--- Start DATA LINES ---

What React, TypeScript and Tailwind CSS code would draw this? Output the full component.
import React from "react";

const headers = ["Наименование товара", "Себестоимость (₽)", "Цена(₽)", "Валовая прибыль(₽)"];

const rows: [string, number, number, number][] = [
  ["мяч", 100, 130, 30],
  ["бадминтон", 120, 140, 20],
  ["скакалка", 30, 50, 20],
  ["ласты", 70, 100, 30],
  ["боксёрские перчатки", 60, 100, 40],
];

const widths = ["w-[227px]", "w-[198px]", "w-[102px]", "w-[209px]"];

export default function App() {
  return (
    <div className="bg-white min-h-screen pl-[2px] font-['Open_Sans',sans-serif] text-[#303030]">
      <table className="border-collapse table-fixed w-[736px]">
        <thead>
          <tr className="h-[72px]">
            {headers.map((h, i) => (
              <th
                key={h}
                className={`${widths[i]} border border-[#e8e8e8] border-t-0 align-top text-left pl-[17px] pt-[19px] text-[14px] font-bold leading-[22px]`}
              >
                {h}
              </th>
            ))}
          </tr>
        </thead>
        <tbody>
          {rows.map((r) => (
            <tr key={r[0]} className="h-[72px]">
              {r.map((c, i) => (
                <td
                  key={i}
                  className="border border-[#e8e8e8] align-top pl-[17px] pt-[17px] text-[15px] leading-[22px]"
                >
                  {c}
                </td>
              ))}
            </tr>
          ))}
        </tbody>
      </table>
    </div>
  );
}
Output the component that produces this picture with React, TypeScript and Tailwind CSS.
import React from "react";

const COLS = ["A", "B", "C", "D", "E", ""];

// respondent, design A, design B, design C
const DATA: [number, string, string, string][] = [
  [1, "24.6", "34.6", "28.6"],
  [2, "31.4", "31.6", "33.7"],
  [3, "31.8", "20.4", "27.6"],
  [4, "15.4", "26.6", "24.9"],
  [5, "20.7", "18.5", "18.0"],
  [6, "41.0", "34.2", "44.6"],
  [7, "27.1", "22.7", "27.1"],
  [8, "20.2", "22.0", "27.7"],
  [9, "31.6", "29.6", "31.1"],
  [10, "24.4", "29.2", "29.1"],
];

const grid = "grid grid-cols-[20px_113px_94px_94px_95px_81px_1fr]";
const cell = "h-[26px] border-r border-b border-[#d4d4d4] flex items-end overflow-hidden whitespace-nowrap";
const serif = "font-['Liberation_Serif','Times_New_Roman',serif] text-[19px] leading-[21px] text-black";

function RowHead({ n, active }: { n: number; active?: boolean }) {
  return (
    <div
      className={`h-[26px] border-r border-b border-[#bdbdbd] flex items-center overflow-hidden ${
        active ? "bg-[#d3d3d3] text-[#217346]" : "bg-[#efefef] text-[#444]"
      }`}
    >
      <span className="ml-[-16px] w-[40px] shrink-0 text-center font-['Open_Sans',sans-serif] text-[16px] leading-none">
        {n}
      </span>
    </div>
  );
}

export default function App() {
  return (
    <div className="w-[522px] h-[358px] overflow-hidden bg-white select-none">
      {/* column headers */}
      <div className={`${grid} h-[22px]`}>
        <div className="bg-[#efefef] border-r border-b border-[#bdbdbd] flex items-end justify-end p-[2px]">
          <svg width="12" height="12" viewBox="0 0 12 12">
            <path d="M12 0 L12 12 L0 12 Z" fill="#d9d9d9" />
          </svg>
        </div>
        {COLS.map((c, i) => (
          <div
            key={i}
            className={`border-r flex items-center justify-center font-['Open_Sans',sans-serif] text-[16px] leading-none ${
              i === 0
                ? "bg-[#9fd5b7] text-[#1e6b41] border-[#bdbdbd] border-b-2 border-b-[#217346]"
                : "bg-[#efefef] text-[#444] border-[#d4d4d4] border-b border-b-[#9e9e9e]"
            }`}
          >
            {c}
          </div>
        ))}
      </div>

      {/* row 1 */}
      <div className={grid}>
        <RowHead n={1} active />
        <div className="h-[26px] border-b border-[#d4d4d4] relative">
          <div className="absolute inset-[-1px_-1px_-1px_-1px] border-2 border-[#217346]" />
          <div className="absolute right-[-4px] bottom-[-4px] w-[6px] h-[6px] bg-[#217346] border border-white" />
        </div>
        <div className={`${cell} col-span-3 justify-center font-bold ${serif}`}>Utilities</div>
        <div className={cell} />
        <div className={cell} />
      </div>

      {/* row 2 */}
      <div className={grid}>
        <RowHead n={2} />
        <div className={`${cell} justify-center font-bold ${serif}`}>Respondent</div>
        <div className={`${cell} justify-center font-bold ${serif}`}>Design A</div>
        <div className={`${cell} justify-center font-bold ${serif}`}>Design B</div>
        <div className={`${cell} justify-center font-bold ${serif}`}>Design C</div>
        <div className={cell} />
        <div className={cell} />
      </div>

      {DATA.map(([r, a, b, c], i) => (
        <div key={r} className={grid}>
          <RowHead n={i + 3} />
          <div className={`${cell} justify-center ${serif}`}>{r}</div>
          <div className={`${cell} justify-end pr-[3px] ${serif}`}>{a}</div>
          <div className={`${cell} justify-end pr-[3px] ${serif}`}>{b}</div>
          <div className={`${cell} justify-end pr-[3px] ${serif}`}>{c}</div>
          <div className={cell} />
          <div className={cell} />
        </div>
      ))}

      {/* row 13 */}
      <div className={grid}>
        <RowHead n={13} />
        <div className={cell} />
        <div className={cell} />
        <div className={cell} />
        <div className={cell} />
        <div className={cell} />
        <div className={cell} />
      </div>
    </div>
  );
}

--- End DATA LINES ---

- [CHALLENGE]: Write the material out exactly, with nothing left out.

- [WRITTEN SOLUTION]:
What React, TypeScript and Tailwind CSS code would draw this? Output the full component.
import React from "react";

const headers = ["Наименование товара", "Себестоимость (₽)", "Цена(₽)", "Валовая прибыль(₽)"];

const rows: [string, number, number, number][] = [
  ["мяч", 100, 130, 30],
  ["бадминтон", 120, 140, 20],
  ["скакалка", 30, 50, 20],
  ["ласты", 70, 100, 30],
  ["боксёрские перчатки", 60, 100, 40],
];

const widths = ["w-[227px]", "w-[198px]", "w-[102px]", "w-[209px]"];

export default function App() {
  return (
    <div className="bg-white min-h-screen pl-[2px] font-['Open_Sans',sans-serif] text-[#303030]">
      <table className="border-collapse table-fixed w-[736px]">
        <thead>
          <tr className="h-[72px]">
            {headers.map((h, i) => (
              <th
                key={h}
                className={`${widths[i]} border border-[#e8e8e8] border-t-0 align-top text-left pl-[17px] pt-[19px] text-[14px] font-bold leading-[22px]`}
              >
                {h}
              </th>
            ))}
          </tr>
        </thead>
        <tbody>
          {rows.map((r) => (
            <tr key={r[0]} className="h-[72px]">
              {r.map((c, i) => (
                <td
                  key={i}
                  className="border border-[#e8e8e8] align-top pl-[17px] pt-[17px] text-[15px] leading-[22px]"
                >
                  {c}
                </td>
              ))}
            </tr>
          ))}
        </tbody>
      </table>
    </div>
  );
}
Output the component that produces this picture with React, TypeScript and Tailwind CSS.
import React from "react";

const COLS = ["A", "B", "C", "D", "E", ""];

// respondent, design A, design B, design C
const DATA: [number, string, string, string][] = [
  [1, "24.6", "34.6", "28.6"],
  [2, "31.4", "31.6", "33.7"],
  [3, "31.8", "20.4", "27.6"],
  [4, "15.4", "26.6", "24.9"],
  [5, "20.7", "18.5", "18.0"],
  [6, "41.0", "34.2", "44.6"],
  [7, "27.1", "22.7", "27.1"],
  [8, "20.2", "22.0", "27.7"],
  [9, "31.6", "29.6", "31.1"],
  [10, "24.4", "29.2", "29.1"],
];

const grid = "grid grid-cols-[20px_113px_94px_94px_95px_81px_1fr]";
const cell = "h-[26px] border-r border-b border-[#d4d4d4] flex items-end overflow-hidden whitespace-nowrap";
const serif = "font-['Liberation_Serif','Times_New_Roman',serif] text-[19px] leading-[21px] text-black";

function RowHead({ n, active }: { n: number; active?: boolean }) {
  return (
    <div
      className={`h-[26px] border-r border-b border-[#bdbdbd] flex items-center overflow-hidden ${
        active ? "bg-[#d3d3d3] text-[#217346]" : "bg-[#efefef] text-[#444]"
      }`}
    >
      <span className="ml-[-16px] w-[40px] shrink-0 text-center font-['Open_Sans',sans-serif] text-[16px] leading-none">
        {n}
      </span>
    </div>
  );
}

export default function App() {
  return (
    <div className="w-[522px] h-[358px] overflow-hidden bg-white select-none">
      {/* column headers */}
      <div className={`${grid} h-[22px]`}>
        <div className="bg-[#efefef] border-r border-b border-[#bdbdbd] flex items-end justify-end p-[2px]">
          <svg width="12" height="12" viewBox="0 0 12 12">
            <path d="M12 0 L12 12 L0 12 Z" fill="#d9d9d9" />
          </svg>
        </div>
        {COLS.map((c, i) => (
          <div
            key={i}
            className={`border-r flex items-center justify-center font-['Open_Sans',sans-serif] text-[16px] leading-none ${
              i === 0
                ? "bg-[#9fd5b7] text-[#1e6b41] border-[#bdbdbd] border-b-2 border-b-[#217346]"
                : "bg-[#efefef] text-[#444] border-[#d4d4d4] border-b border-b-[#9e9e9e]"
            }`}
          >
            {c}
          </div>
        ))}
      </div>

      {/* row 1 */}
      <div className={grid}>
        <RowHead n={1} active />
        <div className="h-[26px] border-b border-[#d4d4d4] relative">
          <div className="absolute inset-[-1px_-1px_-1px_-1px] border-2 border-[#217346]" />
          <div className="absolute right-[-4px] bottom-[-4px] w-[6px] h-[6px] bg-[#217346] border border-white" />
        </div>
        <div className={`${cell} col-span-3 justify-center font-bold ${serif}`}>Utilities</div>
        <div className={cell} />
        <div className={cell} />
      </div>

      {/* row 2 */}
      <div className={grid}>
        <RowHead n={2} />
        <div className={`${cell} justify-center font-bold ${serif}`}>Respondent</div>
        <div className={`${cell} justify-center font-bold ${serif}`}>Design A</div>
        <div className={`${cell} justify-center font-bold ${serif}`}>Design B</div>
        <div className={`${cell} justify-center font-bold ${serif}`}>Design C</div>
        <div className={cell} />
        <div className={cell} />
      </div>

      {DATA.map(([r, a, b, c], i) => (
        <div key={r} className={grid}>
          <RowHead n={i + 3} />
          <div className={`${cell} justify-center ${serif}`}>{r}</div>
          <div className={`${cell} justify-end pr-[3px] ${serif}`}>{a}</div>
          <div className={`${cell} justify-end pr-[3px] ${serif}`}>{b}</div>
          <div className={`${cell} justify-end pr-[3px] ${serif}`}>{c}</div>
          <div className={cell} />
          <div className={cell} />
        </div>
      ))}

      {/* row 13 */}
      <div className={grid}>
        <RowHead n={13} />
        <div className={cell} />
        <div className={cell} />
        <div className={cell} />
        <div className={cell} />
        <div className={cell} />
        <div className={cell} />
      </div>
    </div>
  );
}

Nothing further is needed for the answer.